Na Europa, o sul da Espanha está apostando nos lucros do avocado hype, com o clima da Andaluzia contribuindo para o aumento da produção. O país já desponta como o quarto maior exportador global. Nos arredores de Málaga, na costa mediterrânea andaluz, a fruta já se tornou uma das culturas mais importantes dos agricultores locais. As plantações ocupam uma área de seis mil hectares na região e produzem cerca de 60 mil toneladas por ano.

Caso de polícia

Em meados de 2018, a fruta pop foi parar nas páginas policiais da Nova Zelândia. Com a demanda em alta e as safras menores no país, consumidores desesperados pelo avocado nosso de cada dia viram o produto desaparecer do varejo local. Não demorou para que fazendeiros que cultivam a fruta denunciassem roubos em suas propriedades e surgisse um mercado negro com preços bem salgados.

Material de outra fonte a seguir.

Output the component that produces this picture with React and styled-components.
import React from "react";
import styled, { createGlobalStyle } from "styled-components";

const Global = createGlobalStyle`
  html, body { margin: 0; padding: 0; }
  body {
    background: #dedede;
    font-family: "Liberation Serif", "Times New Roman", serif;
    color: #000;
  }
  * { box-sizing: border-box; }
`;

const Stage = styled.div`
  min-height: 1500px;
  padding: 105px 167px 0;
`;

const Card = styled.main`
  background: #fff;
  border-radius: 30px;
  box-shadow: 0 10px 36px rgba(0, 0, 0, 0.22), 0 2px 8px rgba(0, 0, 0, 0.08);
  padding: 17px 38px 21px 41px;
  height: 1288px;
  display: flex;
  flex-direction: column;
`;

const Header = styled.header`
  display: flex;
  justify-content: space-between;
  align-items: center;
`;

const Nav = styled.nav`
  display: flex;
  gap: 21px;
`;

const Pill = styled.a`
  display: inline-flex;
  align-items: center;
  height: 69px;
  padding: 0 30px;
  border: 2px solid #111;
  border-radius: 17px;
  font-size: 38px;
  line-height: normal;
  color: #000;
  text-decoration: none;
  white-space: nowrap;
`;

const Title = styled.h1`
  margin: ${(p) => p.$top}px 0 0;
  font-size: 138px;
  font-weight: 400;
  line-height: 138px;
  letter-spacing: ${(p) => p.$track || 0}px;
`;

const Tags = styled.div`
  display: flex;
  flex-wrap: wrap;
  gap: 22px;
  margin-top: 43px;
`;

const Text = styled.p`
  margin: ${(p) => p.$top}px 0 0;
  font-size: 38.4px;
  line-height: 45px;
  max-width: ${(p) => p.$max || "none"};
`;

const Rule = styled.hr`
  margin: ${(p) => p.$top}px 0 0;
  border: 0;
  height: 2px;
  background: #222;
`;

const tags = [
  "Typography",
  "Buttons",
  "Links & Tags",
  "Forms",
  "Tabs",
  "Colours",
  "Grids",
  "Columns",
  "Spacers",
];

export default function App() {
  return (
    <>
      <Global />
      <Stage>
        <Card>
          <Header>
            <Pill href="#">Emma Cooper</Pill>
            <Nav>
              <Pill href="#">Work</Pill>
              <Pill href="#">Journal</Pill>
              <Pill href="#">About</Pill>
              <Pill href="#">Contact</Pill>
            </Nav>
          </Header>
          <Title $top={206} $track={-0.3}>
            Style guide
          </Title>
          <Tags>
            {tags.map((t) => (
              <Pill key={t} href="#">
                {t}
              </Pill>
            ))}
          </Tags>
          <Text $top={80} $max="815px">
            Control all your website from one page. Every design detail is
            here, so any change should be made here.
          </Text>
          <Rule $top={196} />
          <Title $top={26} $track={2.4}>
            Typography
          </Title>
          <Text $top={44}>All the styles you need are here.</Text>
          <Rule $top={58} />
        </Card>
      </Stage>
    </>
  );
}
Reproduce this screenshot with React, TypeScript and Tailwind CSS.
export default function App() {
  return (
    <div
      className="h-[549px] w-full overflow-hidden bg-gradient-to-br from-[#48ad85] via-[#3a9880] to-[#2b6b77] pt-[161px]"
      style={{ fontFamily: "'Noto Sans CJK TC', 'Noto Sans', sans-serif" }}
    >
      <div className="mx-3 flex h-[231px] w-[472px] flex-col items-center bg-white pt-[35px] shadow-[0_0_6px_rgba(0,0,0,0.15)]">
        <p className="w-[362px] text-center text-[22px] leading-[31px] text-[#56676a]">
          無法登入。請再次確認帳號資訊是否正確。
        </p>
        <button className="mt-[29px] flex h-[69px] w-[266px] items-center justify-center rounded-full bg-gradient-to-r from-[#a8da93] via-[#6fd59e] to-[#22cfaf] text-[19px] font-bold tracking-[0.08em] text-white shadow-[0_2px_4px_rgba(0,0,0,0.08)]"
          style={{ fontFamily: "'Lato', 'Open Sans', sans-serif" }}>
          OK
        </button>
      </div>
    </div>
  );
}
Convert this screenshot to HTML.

Alguns produtores chegaram a cercar os pés de avocado com arame farpado para conter os furtos.

Na Califórnia, a escalada nos preços do "ouro verde" também envolveu a polícia local quando três funcionários de uma empresa de Oxnard roubaram o equivalente a US$ 300 mil em avocados. Ao "Los Angeles Times", o sargento John Franchi, do condado de Ventura, disse que esse tipo de ação é levada muito a sério na região. "É um produto muito importante aqui na Califórnia. Eles estão em alta, todos amam avocados." Os larápios da fruta foram presos.

Diante da perspectiva de toneladas de avocado serem barrados na fronteira do México com os EUA acabou ressuscitando uma antiga polêmica de 2015. Dá pra substituir avocado por ervilhas na sagrada guacamole da torrada matinal dos americanos? Essa história rendeu um debate nacional no passado e foi apelidada de "Peagate", como explica a "Slate". Até Barack Obama, que ainda ocupava a Casa Branca, se manifestou.

A receita que o "The New York Times" publicou há alguns anos foi resgatada no começo de abril, logo após a ameaça de Donald Trump. E ressuscitou o debate, agora com o tempero da escassez potencial de avocados. O presidente americano recuou e deu um prazo mais longo ao México antes de fechar a fronteira, mas tem muita gente adicionando ervilhas à lista de compras nos EUA.